The General Medical Council (GMC) and the Nursing and Midwifery Council (NMC) have simple regulation in the terms suggested above. The GMC and the NMC govern and regulate how doctors and nurses and midwives respectively practise. The GMC’s role is to protect patients through good medical practice, high standards of medical education and training, registering qualified medical doctors and managing doctor’s fitness to practice. The NMC’s aim is to safeguard the health and wellbeing of people using or needing registered nurses’ services. It too keeps a register, sets standards of education and training and ensures they are met, and investigates allegations made about registered nurses and midwives. Few people would argue that such regulation is unnecessary, while some might argue that it is so self-evidently desirable that regulation is unnecessary. But while it is simple in its aims, implementing such simplicity is a highly complicated process with scope for failings.

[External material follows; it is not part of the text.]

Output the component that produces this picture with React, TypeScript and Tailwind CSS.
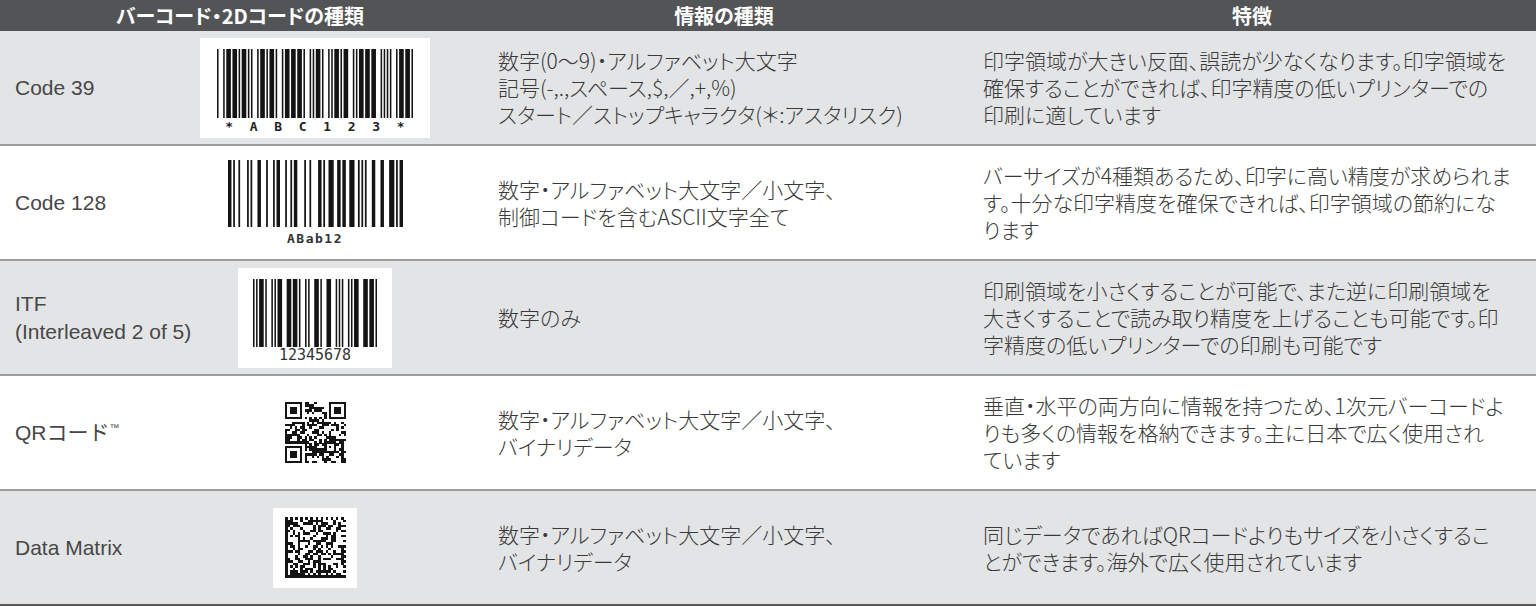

Francis addresses many of the concerns. In this article it is suggested that while simple regulation has merits, being uncomplicated and having simple aims: public protection and fit for purpose services, and equipped professionals, in practice what is needed is far from simple. Regulation needs to be more integrated so that healthcare professionals are regulated to:

  • Work together, share information and concerns, and address them collectively
  • Limit self- assessment and self-declaration, while challenging any claims of compliance
  • Vigilance to ensure standards are observed across professions and services
  • Give regulation a chance to embed itself

Failings in regulation do occur. While having simple regulation might be desirable it is questionable if it is will do what is expected. Perhaps it is integrated regulation that is required to enable a modern and complicated healthcare to work with us to provide our healthcare needs safely. So whether you are an air ambulance medic, a King seeking a marriage separation or a member of the general public in need of healthcare, regulation is one of your best friends even if it still comes wrapped up in red tape.